#### Data for processing:
_ _ _ _ _

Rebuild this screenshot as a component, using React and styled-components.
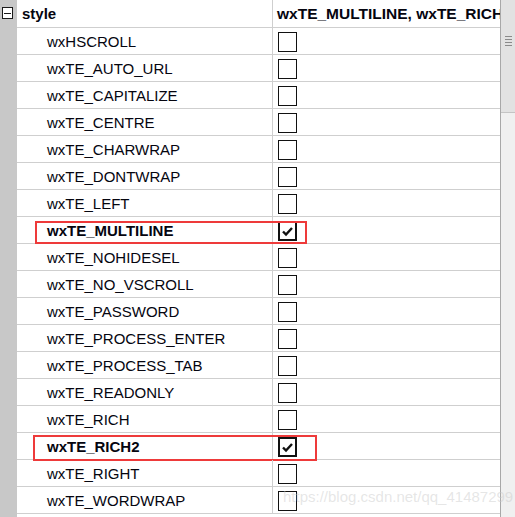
import React from 'react';
import styled, { createGlobalStyle } from 'styled-components';

const GlobalStyle = createGlobalStyle`
  html, body {
    margin: 0;
    padding: 0;
    background: #ffffff;
    overflow: hidden;
  }
  body {
    font-family: "Liberation Sans", Arial, sans-serif;
  }
`;

const Frame = styled.div`
  width: 515px;
  height: 517px;
  display: flex;
  position: relative;
  overflow: hidden;
  background: #ffffff;
`;

const Gutter = styled.div`
  width: 17px;
  flex: none;
  background: #c8c8c8;
  position: relative;
`;

const Toggle = styled.div`
  position: absolute;
  left: 2px;
  top: 7px;
  width: 9px;
  height: 10px;
  border: 1px solid #1a1a1a;
  background: #ffffff;
  display: flex;
  align-items: center;
  justify-content: center;

  &::after {
    content: "";
    width: 7px;
    height: 1px;
    background: #1a1a1a;
  }
`;

const Table = styled.div`
  flex: 1;
  display: flex;
  flex-direction: column;
  min-width: 0;
`;

const Row = styled.div`
  display: flex;
  height: ${p => (p.$header ? 27 : 26)}px;
  border-bottom: 1px solid #cfcfcf;
  flex: none;
  position: relative;
`;

const NameCell = styled.div`
  width: 256px;
  flex: none;
  display: flex;
  align-items: center;
  padding-left: ${p => (p.$header ? 5 : 30)}px;
  padding-top: ${p => (p.$header ? 0 : 0)}px;
  box-sizing: border-box;
  border-right: 1px solid #cfcfcf;
  font-size: 15px;
  font-weight: ${p => (p.$bold ? 700 : 400)};
  color: #05050f;
  white-space: nowrap;
`;

const ValueCell = styled.div`
  flex: 1;
  display: flex;
  align-items: center;
  padding-left: 4px;
  overflow: hidden;
  font-size: 15.5px;
  font-weight: 700;
  color: #05050f;
  white-space: nowrap;
  text-overflow: clip;
`;

const Box = styled.div`
  width: 19px;
  height: 20px;
  box-sizing: border-box;
  border: ${p => (p.$checked ? 2 : 1)}px solid #111111;
  background: #ffffff;
  display: flex;
  align-items: center;
  justify-content: center;
  margin-top: 2px;
  margin-left: 1px;
`;

const Highlight = styled.div`
  position: absolute;
  left: ${p => p.$left}px;
  top: ${p => p.$top}px;
  width: ${p => p.$width}px;
  height: ${p => p.$height}px;
  border: 2px solid #ee3a3a;
  box-sizing: border-box;
  pointer-events: none;
`;

const Scrollbar = styled.div`
  width: 14px;
  flex: none;
  background: #f0f0f0;
  border-left: 1px solid #a8a8a8;
  display: flex;
  flex-direction: column;
`;

const Thumb = styled.div`
  height: 113px;
  background: #e2e2e2;
  border-bottom: 1px solid #c4c4c4;
  display: flex;
  flex-direction: column;
  align-items: center;
  justify-content: flex-start;
  padding-top: 36px;
  box-sizing: border-box;
  gap: 2px;
`;

const Grip = styled.span`
  width: 7px;
  height: 1px;
  background: #8a8a8a;
`;

const Watermark = styled.div`
  position: absolute;
  left: 283px;
  top: 488px;
  font-family: "Liberation Sans", Arial, sans-serif;
  font-size: 15px;
  color: rgba(200, 200, 200, 0.45);
  white-space: nowrap;
  pointer-events: none;
`;

const Check = () => (
  <svg width="13" height="11" viewBox="0 0 13 11">
    <path d="M2 5.5 L5 8.5 L11 2" fill="none" stroke="#111" strokeWidth="2.4" />
  </svg>
);

const styles = [
  { name: 'wxHSCROLL' },
  { name: 'wxTE_AUTO_URL' },
  { name: 'wxTE_CAPITALIZE' },
  { name: 'wxTE_CENTRE' },
  { name: 'wxTE_CHARWRAP' },
  { name: 'wxTE_DONTWRAP' },
  { name: 'wxTE_LEFT' },
  { name: 'wxTE_MULTILINE', on: true, mark: { left: 18, top: 4, width: 272, height: 23 } },
  { name: 'wxTE_NOHIDESEL' },
  { name: 'wxTE_NO_VSCROLL' },
  { name: 'wxTE_PASSWORD' },
  { name: 'wxTE_PROCESS_ENTER' },
  { name: 'wxTE_PROCESS_TAB' },
  { name: 'wxTE_READONLY' },
  { name: 'wxTE_RICH' },
  { name: 'wxTE_RICH2', on: true, mark: { left: 16, top: 2, width: 284, height: 26 } },
  { name: 'wxTE_RIGHT' },
  { name: 'wxTE_WORDWRAP' },
];

export default function App() {
  return (
    <>
      <GlobalStyle />
      <Frame>
        <Gutter>
          <Toggle />
        </Gutter>
        <Table>
          <Row $header>
            <NameCell $header $bold>style</NameCell>
            <ValueCell>wxTE_MULTILINE, wxTE_RICH2</ValueCell>
          </Row>
          {styles.map(s => (
            <Row key={s.name}>
              <NameCell $bold={s.on}>{s.name}</NameCell>
              <ValueCell>
                <Box $checked={s.on}>{s.on && <Check />}</Box>
              </ValueCell>
              {s.mark && (
                <Highlight
                  $left={s.mark.left}
                  $top={s.mark.top}
                  $width={s.mark.width}
                  $height={s.mark.height}
                />
              )}
            </Row>
          ))}
        </Table>
        <Scrollbar>
          <Thumb>
            <Grip />
            <Grip />
            <Grip />
            <Grip />
          </Thumb>
        </Scrollbar>
        <Watermark>https://blog.csdn.net/qq_41487299</Watermark>
      </Frame>
    </>
  );
}
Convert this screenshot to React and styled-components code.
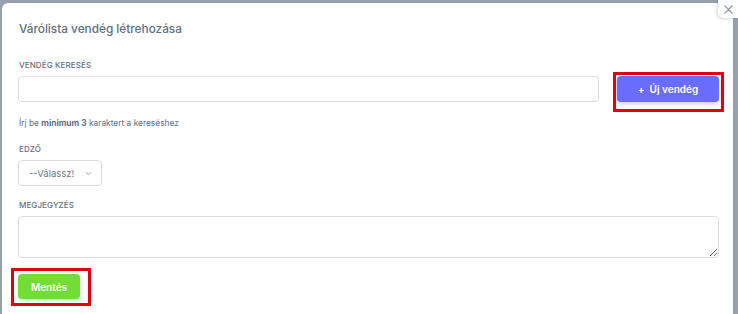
import styled, { createGlobalStyle } from 'styled-components'

const GlobalStyle = createGlobalStyle`
    html, body {
        margin: 0;
        padding: 0;
        overflow: hidden;
    }
    body {
        font-family: Inter, "Noto Sans", sans-serif;
        background: #97a1ae;
    }
`

const Backdrop = styled.div`
    width: 738px;
    height: 314px;
    box-sizing: border-box;
    padding: 3px 5px 0 2px;
    background: #97a1ae;
    overflow: hidden;
    position: relative;
`

const Modal = styled.div`
    position: relative;
    background: #fff;
    border-radius: 6px 6px 0 0;
    padding: 18px 14px 0 16px;
    height: 340px;
    box-sizing: border-box;
`

const CloseButton = styled.button`
    position: absolute;
    top: 0;
    right: 0;
    width: 20px;
    height: 18px;
    border: none;
    padding: 0;
    background: #fff;
    border-radius: 0 0 0 5px;
    box-shadow: -1px 1px 3px rgba(67, 89, 113, 0.25);
    display: flex;
    align-items: center;
    justify-content: center;
    z-index: 2;
`

const Title = styled.h5`
    margin: 0 0 0 1px;
    font-size: 11.8px;
    line-height: 16px;
    font-weight: 500;
    color: #5f6f82;
`

const Label = styled.label`
    display: block;
    margin: ${p => p.$top || 0}px 0 5px 1px;
    font-size: 8px;
    line-height: 12px;
    font-weight: 500;
    text-transform: uppercase;
    letter-spacing: 0.1px;
    color: #5f6f82;
`

const SearchRow = styled.div`
    display: flex;
    gap: 18px;
    align-items: flex-start;
`

const TextInput = styled.input`
    flex: 1;
    height: 26px;
    box-sizing: border-box;
    border: 1px solid #d9dee3;
    border-radius: 4px;
    font: inherit;
    font-size: 10px;
    padding: 0 10px;
    outline: none;
`

const Annotated = styled.div`
    position: relative;
    &::after {
        content: '';
        position: absolute;
        inset: ${p => p.$inset};
        border: 3px solid #e3000f;
        pointer-events: none;
    }
`

const Button = styled.button`
    height: ${p => p.$h}px;
    width: ${p => p.$w}px;
    border: none;
    border-radius: 4px;
    background: ${p => p.$color};
    color: #fff;
    font-family: Inter, "Noto Sans", sans-serif;
    font-size: 10px;
    font-weight: 600;
    display: flex;
    align-items: center;
    justify-content: center;
    gap: 5px;
    box-shadow: 0 2px 4px ${p => p.$shadow};
    padding: 0;
`

const Hint = styled.div`
    margin: 15px 0 0 1px;
    font-size: 8.4px;
    line-height: 12px;
    color: #5f6f82;
    b {
        font-weight: 700;
    }
`

const Select = styled.div`
    width: 84px;
    height: 26px;
    box-sizing: border-box;
    border: 1px solid #d9dee3;
    border-radius: 4px;
    display: flex;
    align-items: center;
    justify-content: space-between;
    padding: 0 9px 0 10px;
    font-size: 9.5px;
    color: #697a8d;
`

const TextArea = styled.textarea`
    display: block;
    width: 100%;
    height: 42px;
    box-sizing: border-box;
    border: 1px solid #d9dee3;
    border-radius: 4px;
    font: inherit;
    resize: vertical;
    outline: none;
`

const Footer = styled.div`
    margin-top: 16px;
    display: flex;
`

function App() {
    return (
        <>
            <GlobalStyle />
            <Backdrop>
                <CloseButton aria-label="Bezárás">
                    <svg width="9" height="9" viewBox="0 0 10 10">
                        <path d="M1 1 L9 9 M9 1 L1 9" stroke="#8592a3" strokeWidth="1.4" strokeLinecap="round" />
                    </svg>
                </CloseButton>
                <Modal>
                    <Title>Várólista vendég létrehozása</Title>
                    <Label $top={22}>Vendég keresés</Label>
                    <SearchRow>
                        <TextInput type="text" />
                        <Annotated $inset="-4px -5px -10px -4px">
                            <Button $w={102} $h={26} $color="#696cff" $shadow="rgba(105,108,255,0.35)">
                                <span>+</span>
                                <span>Új vendég</span>
                            </Button>
                        </Annotated>
                    </SearchRow>
                    <Hint>Írj be <b>minimum 3</b> karaktert a kereséshez</Hint>
                    <Label $top={14}>Edző</Label>
                    <Select>
                        <span>--Válassz!</span>
                        <svg width="7" height="5" viewBox="0 0 8 5">
                            <path d="M1 1 L4 4 L7 1" fill="none" stroke="#8592a3" strokeWidth="1" />
                        </svg>
                    </Select>
                    <Label $top={13}>Megjegyzés</Label>
                    <TextArea />
                    <Footer>
                        <Annotated $inset="-6px -11px -7px -7px">
                            <Button $w={62} $h={25} $color="#71dd37" $shadow="rgba(113,221,55,0.35)">
                                Mentés
                            </Button>
                        </Annotated>
                    </Footer>
                </Modal>
            </Backdrop>
        </>
    )
}

export default App
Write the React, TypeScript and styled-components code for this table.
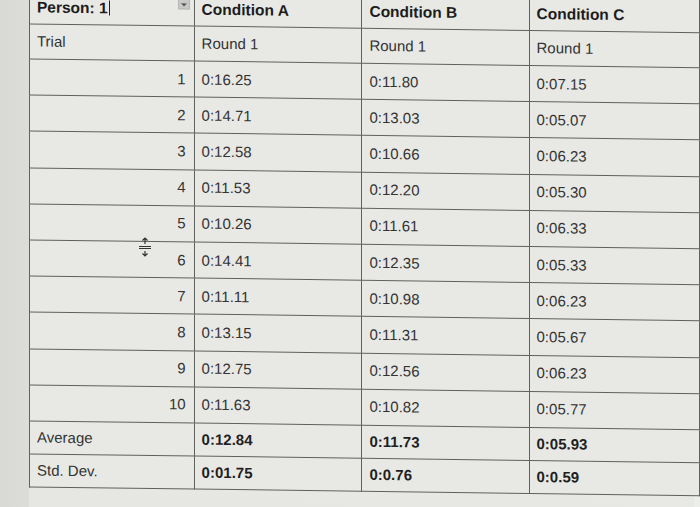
import React from "react";
import styled, { createGlobalStyle } from "styled-components";

const Global = createGlobalStyle`
  html, body { margin: 0; padding: 0; }
  body {
    width: 700px;
    height: 507px;
    overflow: hidden;
    background: #e2e3df;
    font-family: "Liberation Sans", Arial, sans-serif;
  }
`;

const Page = styled.div`
  width: 700px;
  height: 507px;
  display: flex;
  flex-direction: column;
  background: linear-gradient(to right, #d9dad6 0px, #dcddd9 29px, #e6e7e3 29px, #e8e9e5 694px, #eceeea 694px);
  position: relative;
  overflow: hidden;
`;

const Sheet = styled.div`
  margin-top: -11px;
  padding-left: 29px;
  transform: skewY(0.75deg);
  transform-origin: 0 0;
`;

const Table = styled.table`
  border-collapse: collapse;
  table-layout: fixed;
  background: #e8e9e5;
  color: #2e2e2e;
  font-size: 15px;
`;

const Row = styled.tr<{ $h: number }>`
  height: ${(p) => p.$h}px;
`;

const Cell = styled.td<{ $w?: number; $right?: boolean; $bold?: boolean }>`
  position: relative;
  width: ${(p) => (p.$w ? `${p.$w - 1}px` : "auto")};
  border: 1.3px solid #5f615f;
  padding: 0 8px 0 7px;
  text-align: ${(p) => (p.$right ? "right" : "left")};
  font-weight: ${(p) => (p.$bold ? 700 : 400)};
  color: ${(p) => (p.$bold ? "#1f1f1f" : "#333")};
  vertical-align: middle;
  white-space: nowrap;
  line-height: 18px;
`;

const HeadCell = styled(Cell)`
  font-weight: 700;
  font-size: 15.5px;
  color: #1c1c1c;
`;

const Caret = styled.span`
  display: inline-block;
  width: 1.5px;
  height: 15px;
  margin-left: 1px;
  vertical-align: -2px;
  background: #222;
`;

const DropBox = styled.span`
  position: absolute;
  right: 4px;
  top: 5px;
  width: 10px;
  height: 10px;
  background: #c9cac7;
  border: 1px solid #b5b6b3;
  display: flex;
  align-items: flex-end;
  justify-content: center;
  &::after {
    content: "";
    border-left: 3px solid transparent;
    border-right: 3px solid transparent;
    border-top: 3px solid #555;
    margin-bottom: 2px;
  }
`;

const ResizeCursor = styled.svg`
  position: absolute;
  left: 138px;
  top: 236px;
`;

const widths = [165, 166, 165, 169];

const data: [string, string, string][] = [
  ["0:16.25", "0:11.80", "0:07.15"],
  ["0:14.71", "0:13.03", "0:05.07"],
  ["0:12.58", "0:10.66", "0:06.23"],
  ["0:11.53", "0:12.20", "0:05.30"],
  ["0:10.26", "0:11.61", "0:06.33"],
  ["0:14.41", "0:12.35", "0:05.33"],
  ["0:11.11", "0:10.98", "0:06.23"],
  ["0:13.15", "0:11.31", "0:05.67"],
  ["0:12.75", "0:12.56", "0:06.23"],
  ["0:11.63", "0:10.82", "0:05.77"],
];

export default function App() {
  return (
    <>
      <Global />
      <Page>
        <Sheet>
          <Table>
            <tbody>
              <Row $h={34}>
                <HeadCell $w={widths[0]}>
                  Person: 1<Caret />
                  <DropBox />
                </HeadCell>
                <HeadCell $w={widths[1]}>Condition A</HeadCell>
                <HeadCell $w={widths[2]}>Condition B</HeadCell>
                <HeadCell $w={widths[3]}>Condition C</HeadCell>
              </Row>
              <Row $h={35}>
                <Cell>Trial</Cell>
                <Cell>Round 1</Cell>
                <Cell>Round 1</Cell>
                <Cell>Round 1</Cell>
              </Row>
              {data.map((r, i) => (
                <Row $h={36.2} key={i}>
                  <Cell $right>{i + 1}</Cell>
                  <Cell>{r[0]}</Cell>
                  <Cell>{r[1]}</Cell>
                  <Cell>{r[2]}</Cell>
                </Row>
              ))}
              <Row $h={33}>
                <Cell>Average</Cell>
                <Cell $bold>0:12.84</Cell>
                <Cell $bold>0:11.73</Cell>
                <Cell $bold>0:05.93</Cell>
              </Row>
              <Row $h={33}>
                <Cell>Std. Dev.</Cell>
                <Cell $bold>0:01.75</Cell>
                <Cell $bold>0:0.76</Cell>
                <Cell $bold>0:0.59</Cell>
              </Row>
            </tbody>
          </Table>
        </Sheet>
        <ResizeCursor width="14" height="22" viewBox="0 0 14 22">
          <path d="M7 2 L7 8 M4.5 4.5 L7 2 L9.5 4.5" stroke="#333" strokeWidth="1.2" fill="none" />
          <path d="M1 10.5 H13 M1 12.5 H13" stroke="#333" strokeWidth="1.1" />
          <path d="M7 15 L7 20 M4.5 17.5 L7 20 L9.5 17.5" stroke="#333" strokeWidth="1.2" fill="none" />
        </ResizeCursor>
      </Page>
    </>
  );
}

_ _ _ _ _

#### What is asked:
Pull out every line in the material above where "code" occurs.

#### Completed exercise:
Convert this screenshot to React and styled-components code.
Write the React, TypeScript and styled-components code for this table.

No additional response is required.